[Aim] All lines from the beginning of the listing through the line with "const GRID_X = [212, 572];" are to be copied word for word; the pictures are not.

[Material]

——————

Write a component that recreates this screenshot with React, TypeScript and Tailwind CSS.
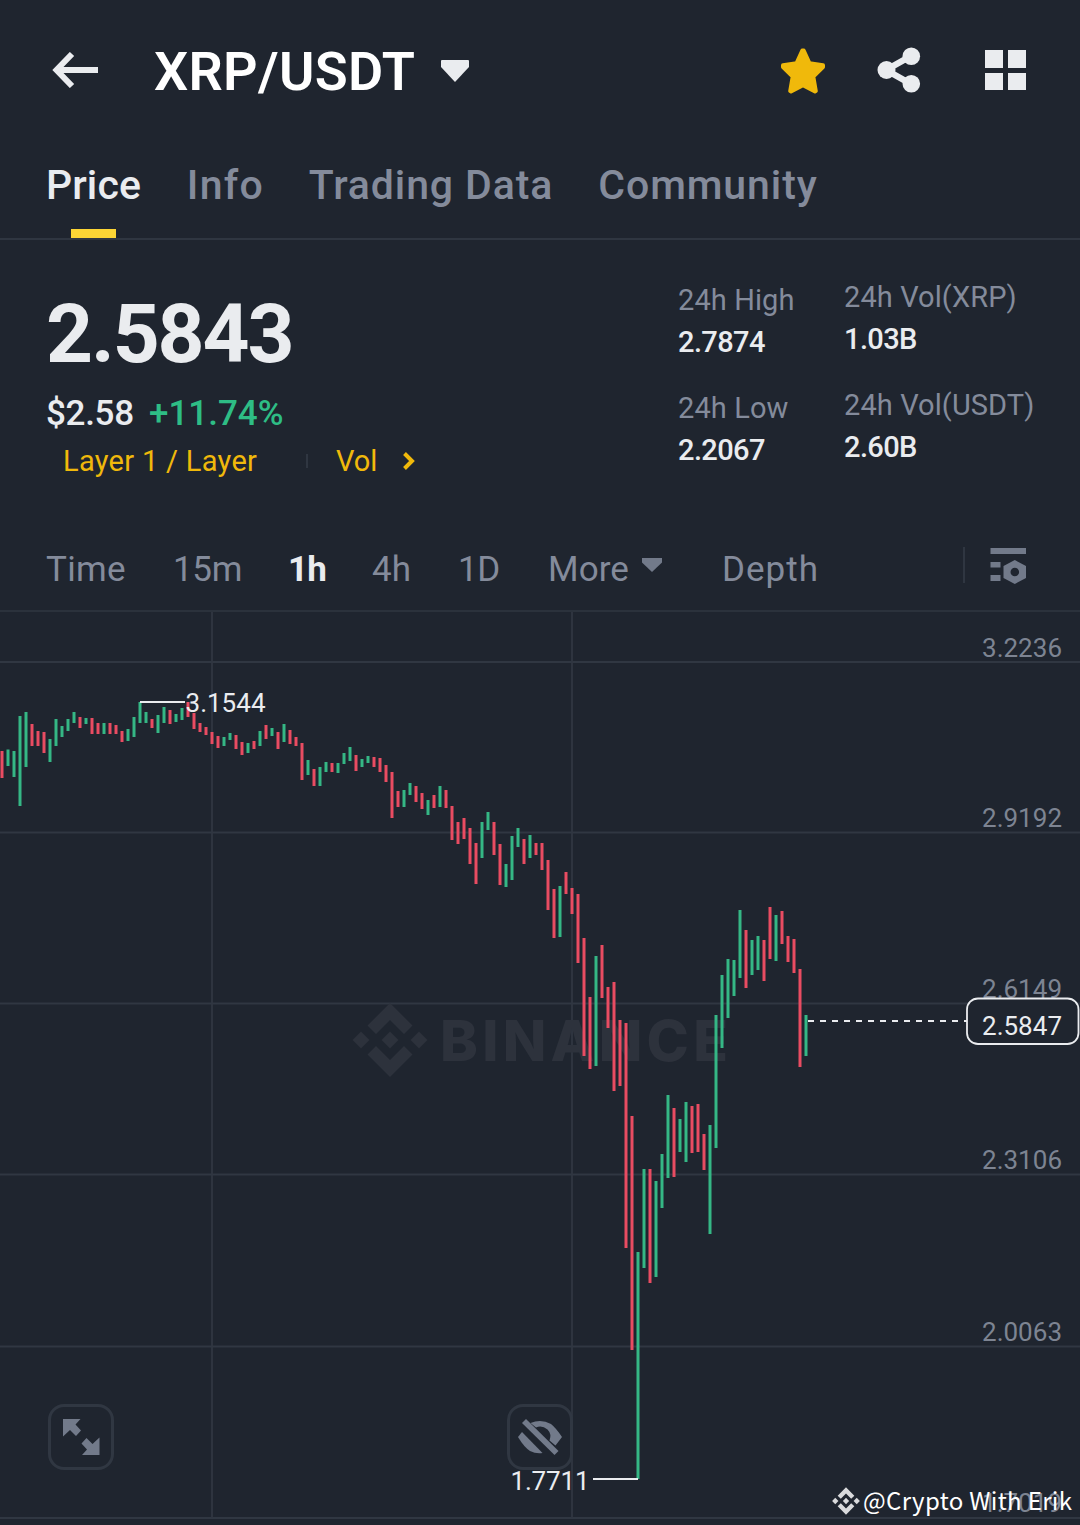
type Candle = [top: number, bottom: number, dir: "u" | "d"];

const TABS = [
  { label: "Price", cls: "w-[95px] tracking-[0.1px]" },
  { label: "Info", cls: "w-[77px] tracking-[1.3px]" },
  { label: "Trading Data", cls: "w-[242px] tracking-[0.9px]" },
  { label: "Community", cls: "w-[220px] tracking-[0.9px]" },
];

const STATS = [
  [
    { label: "24h High", value: "2.7874" },
    { label: "24h Low", value: "2.2067" },
  ],
  [
    { label: "24h Vol(XRP)", value: "1.03B" },
    { label: "24h Vol(USDT)", value: "2.60B" },
  ],
];

const GRID_Y = [662, 832.5, 1003.5, 1174.5, 1346.5, 1518];
const GRID_X = [212, 572];

const AXIS = [
  { y: 657, label: "3.2236" },
  { y: 827, label: "2.9192" },
  { y: 998, label: "2.6149" },
  { y: 1169, label: "2.3106" },
  { y: 1341, label: "2.0063" },
  { y: 1512, label: "1.7019" },
];

// one bar every 6px, first one centered at x=2
const CANDLES: Candle[] = [
  [751, 778, "d"], [749.5, 766, "u"], [751, 777, "u"], [716, 806, "u"], [712, 767, "u"],
  [724, 746, "d"], [731, 746, "d"], [732, 753, "d"], [739, 762, "u"], [719, 746, "u"],
  [726, 737, "u"], [719, 731, "u"], [712, 723, "u"], [717, 728, "d"], [718, 724, "u"],
  [718, 734, "d"], [723, 734, "d"], [723, 734, "u"], [723, 734, "d"], [725, 734, "d"],
  [731, 742, "d"], [729, 741, "u"], [717, 737, "u"], [702, 723, "u"], [712, 723, "u"],
  [719, 728, "d"], [715, 733, "u"], [707, 723, "u"], [710, 724, "d"], [714, 722, "u"],
  [708, 720, "u"], [702, 717, "d"], [713, 729, "d"], [723, 732, "d"], [727, 735, "d"],
  [732, 744, "d"], [736, 748, "d"], [737, 746, "u"], [733, 740, "u"], [735, 749, "d"],
  [742, 755, "d"], [743, 753, "u"], [741, 749, "d"], [731, 746, "u"], [725, 739, "d"],
  [728, 736, "u"], [732, 749, "d"], [724, 742, "u"], [730, 744, "d"], [737, 746, "d"],
  [743, 780, "d"], [760, 775, "u"], [769, 786, "d"], [767, 786, "u"], [762, 772, "u"],
  [763, 772, "d"], [763, 773, "u"], [753, 764, "u"], [747, 761, "u"], [755, 771, "d"],
  [759, 767, "u"], [756, 763, "u"], [757, 767, "d"], [758, 772, "d"], [765, 782, "d"],
  [772, 818, "d"], [791, 807, "d"], [790, 807, "u"], [783, 795, "u"], [786, 802, "d"],
  [793, 809, "d"], [800, 815, "u"], [795, 808, "d"], [786, 807, "u"], [790, 808, "d"],
  [806, 840, "d"], [822, 844, "d"], [818, 839, "d"], [828, 864, "d"], [843, 884, "d"],
  [822, 858, "u"], [812, 830, "u"], [822, 855, "d"], [844, 885, "d"], [864, 887, "u"],
  [836, 880, "u"], [828, 847, "u"], [839, 864, "d"], [835, 858, "u"], [843, 855, "d"],
  [843, 870, "d"], [860, 910, "d"], [889, 938, "d"], [886, 937, "u"], [872, 894, "d"],
  [888, 914, "d"], [894, 963, "d"], [938, 1056, "d"], [997, 1069, "d"], [956, 1066, "u"],
  [945, 998, "d"], [987, 1028, "d"], [982, 1091, "d"], [1020, 1086, "d"], [1023, 1248, "d"],
  [1116, 1350, "d"], [1252, 1479, "u"], [1169, 1268, "u"], [1169, 1283, "d"], [1181, 1277, "u"],
  [1154, 1208, "u"], [1095, 1178, "u"], [1108, 1177, "d"], [1119, 1152, "u"], [1102, 1162, "u"],
  [1106, 1153, "d"], [1104, 1152, "d"], [1134, 1170, "d"], [1125, 1234, "u"], [1015, 1148, "u"],
  [975, 1048, "u"], [959, 1018, "u"], [960, 996, "u"], [910, 978, "u"], [930, 988, "d"],
  [940, 975, "u"], [936, 970, "u"], [940, 981, "d"], [907, 959, "d"], [915, 961, "u"],
  [911, 944, "d"], [936, 962, "d"], [939, 973, "d"], [969, 1067, "d"], [1015, 1056, "u"],
];

export default function App() {
  return (
    <div className="w-[1080px] h-[1525px] overflow-hidden bg-[#1f252f] text-[#eaecef] font-['Roboto',sans-serif]">
      <Header />
      <Tabs />
      <PriceSummary />
      <Toolbar />
      <Chart />
    </div>
  );
}

function Header() {
  return (
    <header className="h-36 flex items-center pl-[52px] pr-[54px]">
      <svg className="w-[46px] h-9 -mt-1" viewBox="0 0 46 36" fill="none" stroke="#eaecef" strokeWidth="6">
        <path d="M4 18H46M20 2L4.5 18L20 34" />
      </svg>
      <h1 className="ml-14 w-[263px] text-[54px] leading-[64px] font-semibold text-white whitespace-nowrap tracking-[0.3px]">
        XRP/USDT
      </h1>
      <svg className="ml-6 w-7 h-[22px] -mt-0.5" viewBox="0 0 28 22" fill="#eaecef">
        <path d="M1 0H27Q28 0 28 1V7L14 22L0 7V1Q0 0 1 0Z" />
      </svg>

      <div className="ml-auto flex items-center">
        <svg className="w-[46px] h-12 -mt-0.5" viewBox="0 0 46 48" fill="#f0b90b" stroke="#f0b90b" strokeWidth="4" strokeLinejoin="round">
          <path d="M22.3 3.5H23.7L29.5 16.3L43 18.3V20L33.3 29.5L35.8 44L35 44.4L23 38.2L11 44.4L10.2 44L12.7 29.5L3 20V18.3L16.5 16.3Z" />
        </svg>
        <svg className="ml-[51px] w-11 h-12 -mt-1" viewBox="0 0 44 48" fill="#eaecef">
          <path d="M9 24L34 10M9 24L34 38" stroke="#eaecef" strokeWidth="6.5" />
          <circle cx="9.5" cy="24" r="9" />
          <circle cx="34.3" cy="10.3" r="8.8" />
          <circle cx="34.3" cy="37.8" r="8.8" />
        </svg>
        <div className="ml-16 -mt-1 grid grid-cols-2 gap-[5px] w-[41px]">
          <span className="h-[17.5px] bg-[#eaecef]" />
          <span className="h-[17.5px] bg-[#eaecef]" />
          <span className="h-[17.5px] bg-[#eaecef]" />
          <span className="h-[17.5px] bg-[#eaecef]" />
        </div>
      </div>
    </header>
  );
}

function Tabs() {
  return (
    <nav className="h-24 pt-4 pl-[46px] flex gap-[46px] border-b-2 border-[#2f3641]">
      {TABS.map((t, i) => (
        <div key={t.label} className={`flex flex-col items-center text-[41px] leading-[50px] font-medium ${t.cls}`}>
          <span className={`whitespace-nowrap ${i === 0 ? "text-[#eaecef]" : "text-[#848b9b]"}`}>{t.label}</span>
          {i === 0 && <span className="mt-[19px] h-[9px] w-[45px] bg-[#fcd535]" />}
        </div>
      ))}
    </nav>
  );
}

function PriceSummary() {
  return (
    <section className="h-[286px] flex">
      <div className="w-[678px] pt-11 pl-[46px]">
        <div className="text-[82px] leading-[100px] font-bold tracking-[-2.1px]">2.5843</div>
        <div className="mt-2 flex text-[35px] leading-[44px] font-medium">
          <span className="w-[103px] tracking-[-0.3px]">$2.58</span>
          <span className="text-[#2ebd85]">+11.74%</span>
        </div>
        <div className="mt-[7px] pl-[17px] flex items-center text-[29px] leading-9 text-[#f0b90b]">
          <span className="w-[243px] tracking-[0.3px]">Layer 1 / Layer</span>
          <span className="w-0.5 h-3.5 bg-[#2f3641]" />
          <span className="ml-7 w-[67px]">Vol</span>
          <svg className="w-3 h-[18px]" viewBox="0 0 12 18" fill="none" stroke="#f0b90b" strokeWidth="4">
            <path d="M1.5 1.5L9 9L1.5 16.5" />
          </svg>
        </div>
      </div>

      {STATS.map((col, i) => (
        <div key={i} className={`flex flex-col gap-6 text-[29px] leading-[42px] ${i === 0 ? "w-[166px] pt-[39px]" : "pt-9"}`}>
          {col.map((s) => (
            <div key={s.label} className="whitespace-nowrap">
              <div className="text-[#848b9b] tracking-[0.1px]">{s.label}</div>
              <div className="font-medium tracking-[-0.6px]">{s.value}</div>
            </div>
          ))}
        </div>
      ))}
    </section>
  );
}

function Toolbar() {
  return (
    <div className="h-[86px] pt-1 pl-[46px] flex items-center border-b-2 border-[#2b323c] text-[35px] leading-[42px] text-[#848b9b] whitespace-nowrap">
      <span className="w-[127px] tracking-[0.3px]">Time</span>
      <span className="w-[115px] tracking-[-0.3px]">15m</span>
      <span className="w-[84px] font-bold text-[#eaecef] tracking-[-0.8px]">1h</span>
      <span className="w-[86px]">4h</span>
      <span className="w-[90px] tracking-[-0.5px]">1D</span>
      <span className="w-[94px] tracking-[0.1px]">More</span>
      <svg className="w-5 h-3.5 -mt-2.5" viewBox="0 0 20 14" fill="#727a8a">
        <path d="M0 0H20V4.5L10 14L0 4.5Z" />
      </svg>
      <span className="ml-[60px] w-[241px] tracking-[1px]">Depth</span>
      <span className="w-0.5 h-9 -mt-2.5 bg-[#2f3641]" />
      <svg className="ml-[25px] w-9 h-9 -mt-2" viewBox="-0.5 0 36 36" fill="#727a8a">
        <path d="M0 0H35.500V6H0ZM0 14H10V19.500H0ZM0 27H10V33H0Z" />
        <path
          fillRule="evenodd"
          d="M24.300 12L35.500 18V30L24.300 36L13 30V18ZM24.300 19.700A4.300 4.300 0 1 0 24.300 28.300A4.300 4.300 0 1 0 24.300 19.700Z"
        />
      </svg>
    </div>
  );
}

function Chart() {
  return (
    <div className="relative h-[913px]">
      <svg className="block w-full h-full" viewBox="0 612 1080 913">
        {/* grid */}
        <g stroke="#303742" strokeWidth="1.8">
          {GRID_Y.map((y) => (
            <line key={y} x1="0" x2="1080" y1={y} y2={y} />
          ))}
          {GRID_X.map((x) => (
            <line key={x} x1={x} x2={x} y1="612" y2="1518" />
          ))}
        </g>

        {/* watermark */}
        <g fill="#2d323c">
          <BinanceMark cx={390} cy={1040} scale={1} />
          <text x="440" y="1061" fontSize="57" fontWeight="800" textLength="288" className="font-['Inter',sans-serif]">
            BINANCE
          </text>
        </g>

        {/* axis labels */}
        <g fill="#7d8492" fontSize="26">
          {AXIS.map((a) => (
            <text key={a.label} x="982" y={a.y} textLength="80">
              {a.label}
            </text>
          ))}
        </g>

        {CANDLES.map(([top, bottom, dir], i) => (
          <rect key={i} x={0.5 + i * 6} y={top} width="3" height={bottom - top} fill={dir === "u" ? "#35b785" : "#e94c62"} />
        ))}

        {/* high / low markers */}
        <g fill="#eaecef" fontSize="26">
          <path d="M140 702H185M593 1479H638" stroke="#eaecef" strokeWidth="1.8" />
          <text x="185.500" y="712" textLength="80">3.1544</text>
          <text x="510.500" y="1490" textLength="79">1.7711</text>
        </g>

        {/* last price */}
        <line x1="808" x2="967" y1="1021" y2="1021" stroke="#eaecef" strokeWidth="1.8" strokeDasharray="6 6" />
        <rect x="967" y="998.5" width="111.5" height="45.5" rx="11" fill="#1f252f" stroke="#eaecef" strokeWidth="1.8" />
        <text x="982" y="1035" fontSize="26" fill="#eaecef" textLength="80">2.5847</text>

        {/* author */}
        <g fill="#d9dadc">
          <BinanceMark cx={846} cy={1501} scale={0.37} />
        </g>
        <text x="863" y="1510" fontSize="24" fontWeight="400" fill="#fff" textLength="209" className="font-['Noto_Sans_CJK_SC',sans-serif]">
          @Crypto With Erik
        </text>
      </svg>

      <button className="absolute left-12 top-[792px] size-[66px] rounded-2xl border-[3px] border-[#303742]">
        <svg className="size-full" viewBox="51 1407 60 60" fill="#727a8a">
          <path d="M63 1419H80.5L75.5 1424.5L81 1430.5L76 1436L70 1430L63 1436.5Z" />
          <path d="M99.5 1455H82L87 1449.5L81.5 1443.5L86.5 1438L92.5 1444L99.5 1437.5Z" />
        </svg>
      </button>
      <button className="absolute left-[507px] top-[792px] size-[66px] rounded-2xl border-[3px] border-[#303742]">
        <svg className="size-full" viewBox="510 1407 60 60" fill="#727a8a">
          <path d="M526 1419L558.5 1451L554.5 1455L522 1423Z" />
          <path d="M530.5 1423Q541 1418.500 551 1424Q556 1428 562 1437L555.500 1445.500L549.500 1440.500Q552 1434 547.500 1429.500Q542 1425 536 1427.500Z" />
          <path d="M522 1432L518 1437Q524 1447 530 1451Q536 1454 542.500 1453Z" />
        </svg>
      </button>
    </div>
  );
}

function BinanceMark({ cx, cy, scale }: { cx: number; cy: number; scale: number }) {
  return (
    <g transform={`translate(${cx} ${cy}) scale(${scale})`}>
      <path d="M0 -37L22.500 -14.500L14 -6L0 -20L-14 -6L-22.500 -14.500Z" />
      <path d="M0 37L22.500 14.500L14 6L0 20L-14 6L-22.500 14.500Z" />
      <path d="M0 -8.500L8.500 0L0 8.500L-8.500 0Z" />
      <path d="M-29 -8.500L-20.500 0L-29 8.500L-37.500 0Z" />
      <path d="M29 -8.500L37.500 0L29 8.500L20.500 0Z" />
    </g>
  );
}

——————

[Finished answer]
Write a component that recreates this screenshot with React, TypeScript and Tailwind CSS.
type Candle = [top: number, bottom: number, dir: "u" | "d"];

const TABS = [
  { label: "Price", cls: "w-[95px] tracking-[0.1px]" },
  { label: "Info", cls: "w-[77px] tracking-[1.3px]" },
  { label: "Trading Data", cls: "w-[242px] tracking-[0.9px]" },
  { label: "Community", cls: "w-[220px] tracking-[0.9px]" },
];

const STATS = [
  [
    { label: "24h High", value: "2.7874" },
    { label: "24h Low", value: "2.2067" },
  ],
  [
    { label: "24h Vol(XRP)", value: "1.03B" },
    { label: "24h Vol(USDT)", value: "2.60B" },
  ],
];

const GRID_Y = [662, 832.5, 1003.5, 1174.5, 1346.5, 1518];
const GRID_X = [212, 572];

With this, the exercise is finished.